#### [Requirement]
Copy every line of the entries that includes the word "component".

═════ Record excerpts

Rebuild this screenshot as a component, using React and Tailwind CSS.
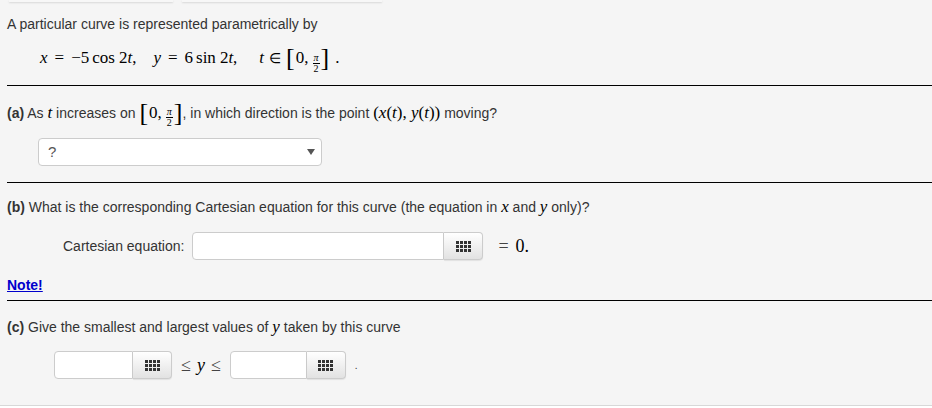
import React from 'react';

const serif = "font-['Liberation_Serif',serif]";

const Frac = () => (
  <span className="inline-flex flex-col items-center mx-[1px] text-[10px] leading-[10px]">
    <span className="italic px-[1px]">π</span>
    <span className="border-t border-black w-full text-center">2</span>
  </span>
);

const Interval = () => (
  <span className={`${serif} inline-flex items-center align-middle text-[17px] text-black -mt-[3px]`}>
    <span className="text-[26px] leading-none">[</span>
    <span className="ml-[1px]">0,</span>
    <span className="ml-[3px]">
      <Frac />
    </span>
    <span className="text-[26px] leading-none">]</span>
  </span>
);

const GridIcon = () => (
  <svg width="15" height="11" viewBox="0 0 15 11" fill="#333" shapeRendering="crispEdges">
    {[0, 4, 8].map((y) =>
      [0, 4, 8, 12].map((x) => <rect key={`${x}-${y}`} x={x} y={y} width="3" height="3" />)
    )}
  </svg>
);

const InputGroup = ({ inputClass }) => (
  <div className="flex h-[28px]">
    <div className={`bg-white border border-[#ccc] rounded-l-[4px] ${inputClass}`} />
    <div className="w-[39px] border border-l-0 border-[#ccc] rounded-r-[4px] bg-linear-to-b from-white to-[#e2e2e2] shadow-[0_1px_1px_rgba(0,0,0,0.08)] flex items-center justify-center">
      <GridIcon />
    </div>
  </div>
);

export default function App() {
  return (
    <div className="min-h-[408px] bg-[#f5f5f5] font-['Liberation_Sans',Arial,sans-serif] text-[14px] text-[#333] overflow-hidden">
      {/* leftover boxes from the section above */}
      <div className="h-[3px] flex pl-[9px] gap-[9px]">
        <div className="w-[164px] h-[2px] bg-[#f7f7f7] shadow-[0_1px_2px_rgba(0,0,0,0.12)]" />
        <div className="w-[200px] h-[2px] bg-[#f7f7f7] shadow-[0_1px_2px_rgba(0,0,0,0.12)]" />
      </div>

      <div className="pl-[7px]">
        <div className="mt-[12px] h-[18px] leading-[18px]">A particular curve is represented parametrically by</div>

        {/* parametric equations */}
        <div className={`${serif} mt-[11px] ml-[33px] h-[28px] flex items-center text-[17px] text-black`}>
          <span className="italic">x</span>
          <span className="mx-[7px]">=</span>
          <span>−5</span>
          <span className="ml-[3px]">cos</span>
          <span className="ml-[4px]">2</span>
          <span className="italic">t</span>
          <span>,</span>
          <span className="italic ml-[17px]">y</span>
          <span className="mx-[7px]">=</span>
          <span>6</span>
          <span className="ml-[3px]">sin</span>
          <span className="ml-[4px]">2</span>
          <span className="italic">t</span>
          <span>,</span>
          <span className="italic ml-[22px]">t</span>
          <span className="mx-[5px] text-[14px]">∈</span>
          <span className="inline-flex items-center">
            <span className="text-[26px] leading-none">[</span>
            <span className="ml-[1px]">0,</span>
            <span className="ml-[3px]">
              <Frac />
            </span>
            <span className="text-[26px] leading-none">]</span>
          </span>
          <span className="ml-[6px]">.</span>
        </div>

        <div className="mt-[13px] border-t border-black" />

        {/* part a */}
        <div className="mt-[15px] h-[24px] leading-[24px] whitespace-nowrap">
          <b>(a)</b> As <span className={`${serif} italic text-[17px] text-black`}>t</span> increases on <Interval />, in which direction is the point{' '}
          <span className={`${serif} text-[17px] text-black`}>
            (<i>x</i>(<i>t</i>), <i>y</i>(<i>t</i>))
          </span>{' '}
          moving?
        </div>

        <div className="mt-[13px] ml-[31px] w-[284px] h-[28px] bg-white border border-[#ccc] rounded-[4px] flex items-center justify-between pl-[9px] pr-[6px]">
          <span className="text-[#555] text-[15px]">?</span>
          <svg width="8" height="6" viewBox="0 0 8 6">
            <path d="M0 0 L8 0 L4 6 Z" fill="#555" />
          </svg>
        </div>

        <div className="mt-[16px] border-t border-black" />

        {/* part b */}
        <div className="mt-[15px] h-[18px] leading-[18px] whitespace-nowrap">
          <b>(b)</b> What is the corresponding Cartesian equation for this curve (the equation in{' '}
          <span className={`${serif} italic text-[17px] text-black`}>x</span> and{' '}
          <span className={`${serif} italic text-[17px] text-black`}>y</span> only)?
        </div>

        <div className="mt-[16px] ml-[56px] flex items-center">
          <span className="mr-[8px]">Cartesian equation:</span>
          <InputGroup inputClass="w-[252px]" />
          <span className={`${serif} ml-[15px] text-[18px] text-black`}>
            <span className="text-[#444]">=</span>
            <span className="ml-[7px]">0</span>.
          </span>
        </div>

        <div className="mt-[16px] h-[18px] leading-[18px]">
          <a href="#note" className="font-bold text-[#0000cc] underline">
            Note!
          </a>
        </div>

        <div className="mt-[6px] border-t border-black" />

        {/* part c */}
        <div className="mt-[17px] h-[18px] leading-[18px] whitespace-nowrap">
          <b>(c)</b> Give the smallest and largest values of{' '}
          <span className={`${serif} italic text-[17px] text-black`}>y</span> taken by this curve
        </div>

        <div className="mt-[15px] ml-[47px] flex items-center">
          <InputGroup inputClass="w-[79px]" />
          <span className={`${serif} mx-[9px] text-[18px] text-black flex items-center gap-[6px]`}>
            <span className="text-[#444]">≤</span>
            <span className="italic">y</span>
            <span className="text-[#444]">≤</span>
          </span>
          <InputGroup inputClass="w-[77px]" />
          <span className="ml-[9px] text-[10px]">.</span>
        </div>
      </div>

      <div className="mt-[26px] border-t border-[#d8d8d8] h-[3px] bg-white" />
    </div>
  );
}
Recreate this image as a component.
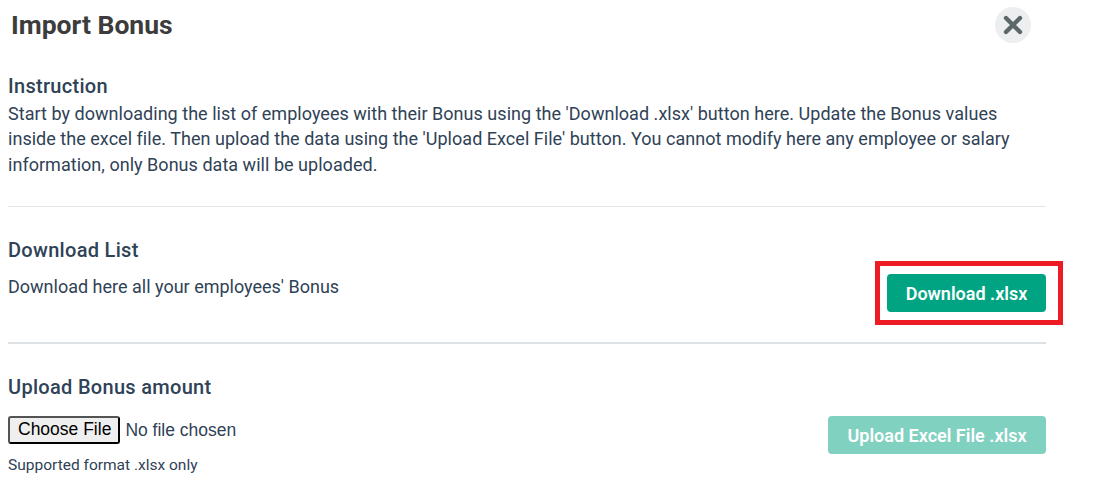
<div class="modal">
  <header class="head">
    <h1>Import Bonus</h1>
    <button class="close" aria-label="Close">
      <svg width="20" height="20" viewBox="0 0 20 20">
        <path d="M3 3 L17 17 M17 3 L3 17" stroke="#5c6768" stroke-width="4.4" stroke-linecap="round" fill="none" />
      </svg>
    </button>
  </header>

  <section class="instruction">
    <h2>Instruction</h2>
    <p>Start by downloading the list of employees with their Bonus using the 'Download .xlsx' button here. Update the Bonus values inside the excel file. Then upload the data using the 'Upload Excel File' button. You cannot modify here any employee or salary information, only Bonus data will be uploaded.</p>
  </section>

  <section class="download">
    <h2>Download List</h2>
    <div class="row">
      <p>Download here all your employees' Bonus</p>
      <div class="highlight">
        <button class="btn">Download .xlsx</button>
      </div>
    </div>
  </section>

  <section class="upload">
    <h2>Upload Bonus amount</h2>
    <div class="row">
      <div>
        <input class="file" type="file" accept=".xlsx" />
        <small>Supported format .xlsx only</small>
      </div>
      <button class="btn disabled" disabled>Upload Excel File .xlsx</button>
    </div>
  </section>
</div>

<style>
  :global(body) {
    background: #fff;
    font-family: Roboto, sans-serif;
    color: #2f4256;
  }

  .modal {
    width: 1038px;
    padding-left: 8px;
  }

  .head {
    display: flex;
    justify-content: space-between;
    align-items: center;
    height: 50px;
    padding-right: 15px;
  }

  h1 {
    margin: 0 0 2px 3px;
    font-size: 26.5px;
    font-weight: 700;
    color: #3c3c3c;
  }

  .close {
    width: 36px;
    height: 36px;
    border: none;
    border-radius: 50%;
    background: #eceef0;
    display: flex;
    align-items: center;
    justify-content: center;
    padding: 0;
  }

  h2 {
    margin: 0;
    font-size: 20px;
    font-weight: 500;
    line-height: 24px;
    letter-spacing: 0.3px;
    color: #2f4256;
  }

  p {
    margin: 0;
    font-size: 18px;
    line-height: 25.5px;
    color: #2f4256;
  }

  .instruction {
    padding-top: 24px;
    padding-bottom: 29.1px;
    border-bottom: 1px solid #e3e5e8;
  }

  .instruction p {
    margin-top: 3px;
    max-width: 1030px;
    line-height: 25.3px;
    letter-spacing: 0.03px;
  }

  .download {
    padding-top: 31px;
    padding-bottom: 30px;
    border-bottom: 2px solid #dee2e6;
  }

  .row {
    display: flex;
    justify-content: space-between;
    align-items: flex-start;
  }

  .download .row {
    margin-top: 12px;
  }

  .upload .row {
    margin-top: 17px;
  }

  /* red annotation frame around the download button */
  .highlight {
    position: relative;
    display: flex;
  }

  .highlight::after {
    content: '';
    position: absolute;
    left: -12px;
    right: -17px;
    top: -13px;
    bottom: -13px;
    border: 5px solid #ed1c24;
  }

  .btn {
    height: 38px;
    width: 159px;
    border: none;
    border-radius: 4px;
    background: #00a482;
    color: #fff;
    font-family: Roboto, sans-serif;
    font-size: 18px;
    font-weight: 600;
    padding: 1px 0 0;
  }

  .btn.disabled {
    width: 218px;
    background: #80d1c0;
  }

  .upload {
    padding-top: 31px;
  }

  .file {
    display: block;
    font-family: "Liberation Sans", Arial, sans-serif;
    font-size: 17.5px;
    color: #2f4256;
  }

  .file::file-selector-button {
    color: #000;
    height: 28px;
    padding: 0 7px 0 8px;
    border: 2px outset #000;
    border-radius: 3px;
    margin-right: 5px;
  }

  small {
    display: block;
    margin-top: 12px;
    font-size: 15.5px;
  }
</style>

══════════

#### [Solution for this problem]
Rebuild this screenshot as a component, using React and Tailwind CSS.
Recreate this image as a component.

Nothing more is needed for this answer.